— begin Records supplied —

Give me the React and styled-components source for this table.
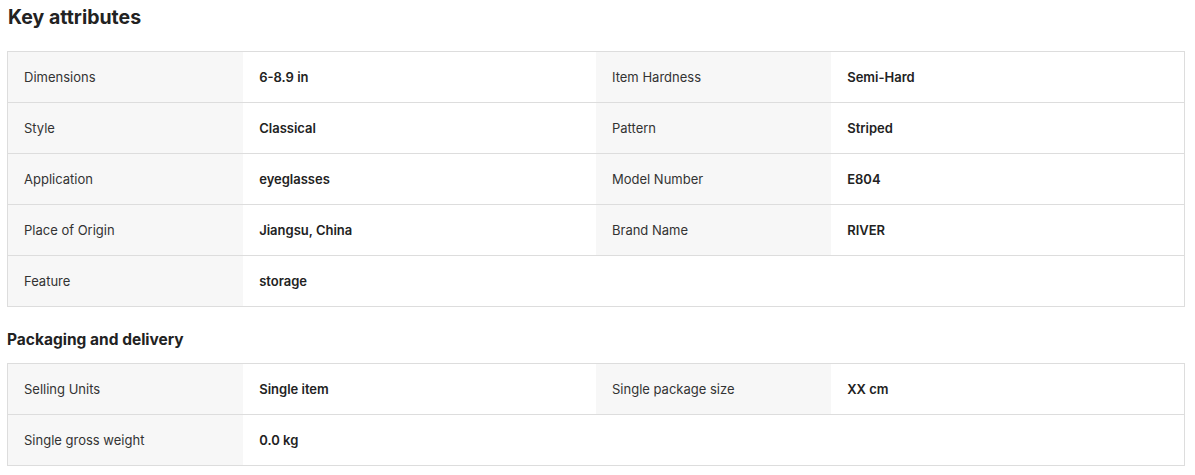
import React from 'react';
import styled, { createGlobalStyle } from 'styled-components';

const GlobalStyle = createGlobalStyle`
  body {
    margin: 0;
    background: #fff;
    font-family: Inter, "Noto Sans", Arial, sans-serif;
    color: #222;
  }
`;

const keyAttributes = [
  ['Dimensions', '6-8.9 in', 'Item Hardness', 'Semi-Hard'],
  ['Style', 'Classical', 'Pattern', 'Striped'],
  ['Application', 'eyeglasses', 'Model Number', 'E804'],
  ['Place of Origin', 'Jiangsu, China', 'Brand Name', 'RIVER'],
  ['Feature', 'storage'],
];

const packaging = [
  ['Selling Units', 'Single item', 'Single package size', 'XX cm'],
  ['Single gross weight', '0.0 kg'],
];

function AttrTable({ rows }) {
  return (
    <Table>
      {rows.map((row, i) => (
        <Row key={i}>
          {[0, 2].map((j) =>
            row[j] ? (
              <React.Fragment key={j}>
                <Label>{row[j]}</Label>
                <Value>{row[j + 1]}</Value>
              </React.Fragment>
            ) : (
              <React.Fragment key={j}>
                <Empty />
                <Empty />
              </React.Fragment>
            )
          )}
        </Row>
      ))}
    </Table>
  );
}

export default function App() {
  return (
    <>
      <GlobalStyle />
      <Page>
        <Title>Key attributes</Title>
        <AttrTable rows={keyAttributes} />
        <SubTitle>Packaging and delivery</SubTitle>
        <AttrTable rows={packaging} />
      </Page>
    </>
  );
}

const Page = styled.div`
  padding: 0 10px 0 7px;
`;

const Title = styled.h2`
  margin: 0;
  height: 51px;
  padding-top: 4px;
  box-sizing: border-box;
  font-size: 19.5px;
  font-weight: 700;
  line-height: 26px;
  color: #222;
  padding-left: 1px;
`;

const SubTitle = styled.h3`
  margin: 0;
  height: 56px;
  padding-top: 8px;
  box-sizing: border-box;
  display: flex;
  align-items: center;
  font-size: 15.5px;
  font-weight: 700;
  color: #222;
`;

const Table = styled.div`
  border: 1px solid #ddd;
  border-bottom: none;
`;

const Row = styled.div`
  display: grid;
  grid-template-columns: 20% 30% 20% 30%;
  height: 51px;
  border-bottom: 1px solid #ddd;
  box-sizing: border-box;
`;

const Cell = styled.div`
  display: flex;
  align-items: center;
  padding-left: 16px;
  font-size: 13px;
`;

const Label = styled(Cell)`
  background: #f7f7f7;
  color: #333;
  font-weight: 400;
`;

const Value = styled(Cell)`
  color: #222;
  font-weight: 600;
`;

const Empty = styled.div``;
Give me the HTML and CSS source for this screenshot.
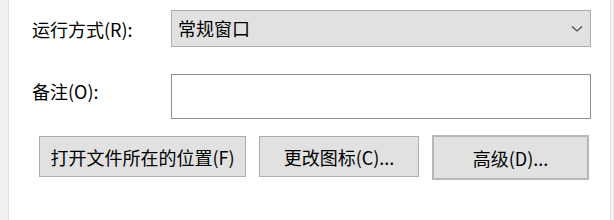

— end Records supplied —

* _Task brief_: From the listing, copy every line where the string "source" appears.

* _Response for this exercise_:
Give me the React and styled-components source for this table.
Give me the HTML and CSS source for this screenshot.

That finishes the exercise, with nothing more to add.